L'article 2 de la proposition de loi constitutionnelle précise que les partis et groupements politiques doivent respecter non seulement les principes de la souveraineté nationale et de la démocratie, mais également la laïcité.

Au nom de la liberté d'expression que proclame la Déclaration des droits de l'homme et du citoyen (DDHC), et parce que l'article 4 de la Constitution dispose que les partis et groupements politiques « se forment et exercent leur activité librement », la République autorise toutes les opinions à s'exprimer dans le cadre des campagnes électorales. Elle tolère même l'expression des opinions dont l'objet est de remettre en cause le régime républicain ou de faire reconnaître l'indépendance d'une partie du territoire national. Ainsi, des candidats royalistes peuvent se présenter à toutes les élections, y compris à l'élection présidentielle, et des candidats séparatistes peuvent se présenter à des élections locales puis, une fois élus, diriger une collectivité territoriale.
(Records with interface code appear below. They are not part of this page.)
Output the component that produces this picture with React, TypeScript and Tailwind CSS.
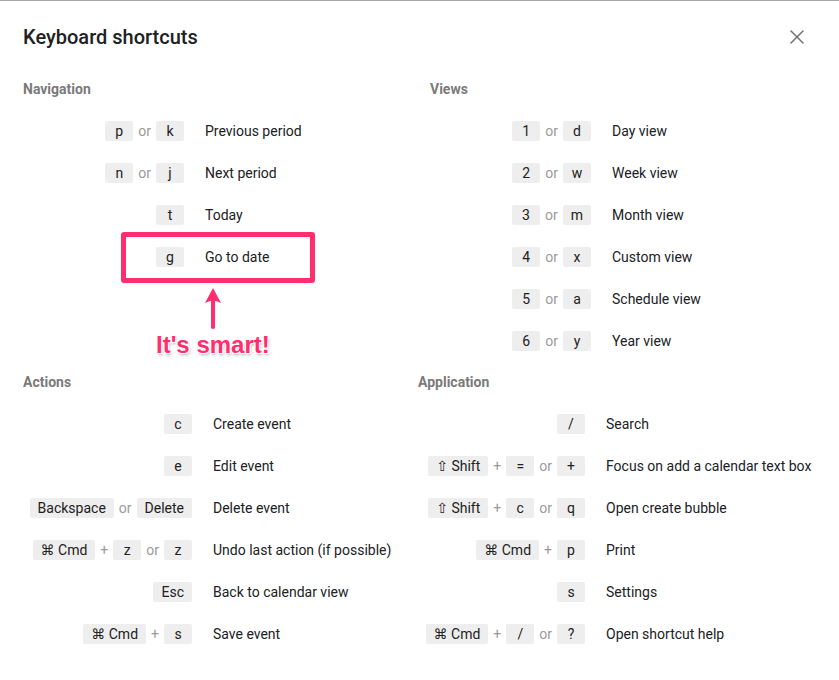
import { X } from "lucide-react"

type Shortcut = { keys: string[]; label: string }
type Section = { title: string; width: string; keyCol: string; rows: Shortcut[] }

// separators start with "~" so a real "+" key can still be a key
const navigation: Section = {
  title: "Navigation",
  width: "w-[407px]",
  keyCol: "w-[161px]",
  rows: [
    { keys: ["p", "~or", "k"], label: "Previous period" },
    { keys: ["n", "~or", "j"], label: "Next period" },
    { keys: ["t"], label: "Today" },
    { keys: ["g"], label: "Go to date" },
  ],
}

const views: Section = {
  title: "Views",
  width: "flex-1",
  keyCol: "w-[161px]",
  rows: [
    { keys: ["1", "~or", "d"], label: "Day view" },
    { keys: ["2", "~or", "w"], label: "Week view" },
    { keys: ["3", "~or", "m"], label: "Month view" },
    { keys: ["4", "~or", "x"], label: "Custom view" },
    { keys: ["5", "~or", "a"], label: "Schedule view" },
    { keys: ["6", "~or", "y"], label: "Year view" },
  ],
}

const actions: Section = {
  title: "Actions",
  width: "w-[395px]",
  keyCol: "w-[169px]",
  rows: [
    { keys: ["c"], label: "Create event" },
    { keys: ["e"], label: "Edit event" },
    { keys: ["Backspace", "~or", "Delete"], label: "Delete event" },
    { keys: ["⌘ Cmd", "~+", "z", "~or", "z"], label: "Undo last action (if possible)" },
    { keys: ["Esc"], label: "Back to calendar view" },
    { keys: ["⌘ Cmd", "~+", "s"], label: "Save event" },
  ],
}

const application: Section = {
  title: "Application",
  width: "flex-1",
  keyCol: "w-[167px]",
  rows: [
    { keys: ["/"], label: "Search" },
    { keys: ["⇧ Shift", "~+", "=", "~or", "+"], label: "Focus on add a calendar text box" },
    { keys: ["⇧ Shift", "~+", "c", "~or", "q"], label: "Open create bubble" },
    { keys: ["⌘ Cmd", "~+", "p"], label: "Print" },
    { keys: ["s"], label: "Settings" },
    { keys: ["⌘ Cmd", "~+", "/", "~or", "?"], label: "Open shortcut help" },
  ],
}

function KeyCap({ value }: { value: string }) {
  if (value.startsWith("~")) {
    return <span className="px-[5px] text-[#9a9a9a]">{value.slice(1)}</span>
  }
  return (
    <span className="inline-flex h-[20px] min-w-[28px] items-center justify-center rounded-[2px] bg-[#eeeeee] px-2 text-[#212121]">
      {value}
    </span>
  )
}

function ShortcutSection({ section }: { section: Section }) {
  return (
    <div className={section.width}>
      <h3 className="h-[20px] text-[14px] leading-[20px] font-bold text-[#7a7a7a]">{section.title}</h3>
      <div className="mt-[11px]">
        {section.rows.map((row) => (
          <div key={row.label} className="flex h-[42px] items-center">
            <div className={`flex shrink-0 items-center justify-end ${section.keyCol}`}>
              {row.keys.map((k, i) => (
                <KeyCap key={i} value={k} />
              ))}
            </div>
            <span className="pl-[21px] text-[#202124]">{row.label}</span>
          </div>
        ))}
      </div>
    </div>
  )
}

export default function App() {
  return (
    <div
      className="relative h-[680px] w-[839px] overflow-hidden border-t border-[#a8a8a8] bg-white pt-[22px] pl-[23px] text-[14px] leading-[20px]"
      style={{ fontFamily: 'Roboto, "DejaVu Sans", sans-serif' }}
    >
      {/* Header */}
      <div className="flex h-[28px] items-center justify-between pr-[30px]">
        <h2 className="text-[20px] font-medium text-[#202124]">Keyboard shortcuts</h2>
        <X className="h-[24px] w-[24px] text-[#757575]" strokeWidth={1.6} />
      </div>

      <div className="mt-[28px] flex">
        <ShortcutSection section={navigation} />
        <ShortcutSection section={views} />
      </div>

      <div className="mt-[10px] flex">
        <ShortcutSection section={actions} />
        <ShortcutSection section={application} />
      </div>

      {/* Annotation overlay */}
      <div className="absolute top-[231px] left-[121px] h-[51px] w-[194px] rounded-[3px] border-[5px] border-[#ff2e6e]" />
      <svg className="absolute top-[286px] left-[203px]" width="20" height="44" viewBox="0 0 20 44">
        <path d="M10 1 L18 16 Q13 13.5 12 14 L12 41 Q10 43 8 41 L8 14 Q7 13.5 2 16 Z" fill="#ff2e6e" />
      </svg>
      <div
        className="absolute top-[329px] left-[156px] text-[24px] leading-[30px] font-bold text-[#ff2e6e]"
        style={{
          fontFamily: '"Liberation Sans", Arial, sans-serif',
          textShadow:
            "0 0 2px #fff, 1px 1px 0 #fff, -1px -1px 0 #fff, 1px -1px 0 #fff, -1px 1px 0 #fff, 1px 2px 3px rgba(0,0,0,0.35)",
        }}
      >
        It's smart!
      </div>
    </div>
  )
}
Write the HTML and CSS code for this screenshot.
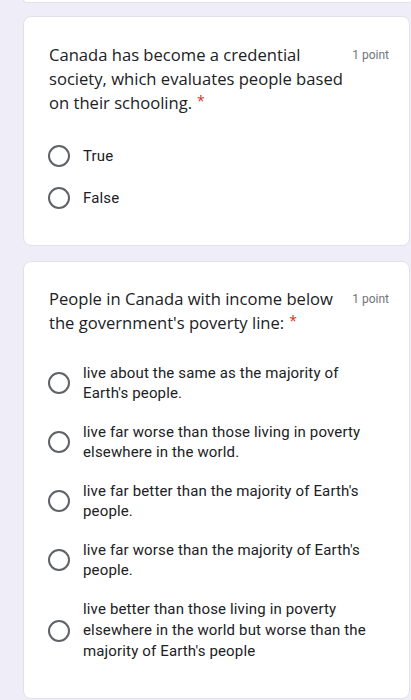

En revanche, un président de la République encourrait la destitution s'il engageait une révision de la Constitution pour rétablir la monarchie, et le conseil élu d'une collectivité territoriale qui proclamerait la souveraineté du territoire qu'il est chargé d'administrer devrait être dissous par décret en conseil des ministres, ses membres encourraient de lourdes sanctions pénales et ses actes seraient immanquablement annulés par la juridiction administrative.

Ainsi, la République respecte la liberté d'expression mais sait aussi se protéger et se défendre quand elle est confrontée à des forces qui lui sont contraires.

Pour renforcer encore la protection des valeurs républicaines, l'article 2 ferait désormais obstacle à ce qu'une formation politique remette en cause le principe constitutionnel de séparation des Églises et de l'État.

Sur le plan opérationnel, cette disposition permettra notamment :

- d'éviter que l'argent public ne serve à financer, directement ou indirectement, des partis communautaristes ainsi que les candidats qu'ils présentent aux élections ;

- d'ouvrir explicitement la possibilité de dissoudre de tels partis, dans le prolongement de l'article L. 212-1 du code de la sécurité intérieure qui permet de dissoudre, par décret en conseil des ministres, des associations ou groupements de fait qui provoquent à la discrimination, à la haine ou à la violence.


* 1 Conseil constitutionnel, 9 mai 1991, Loi portant statut de la collectivité territoriale de Corse, décision n° 91-290 DC.

* 2 Conseil constitutionnel, 19 novembre 2004, Traité établissant une Constitution pour l'Europe , décision n° 2004-505 DC.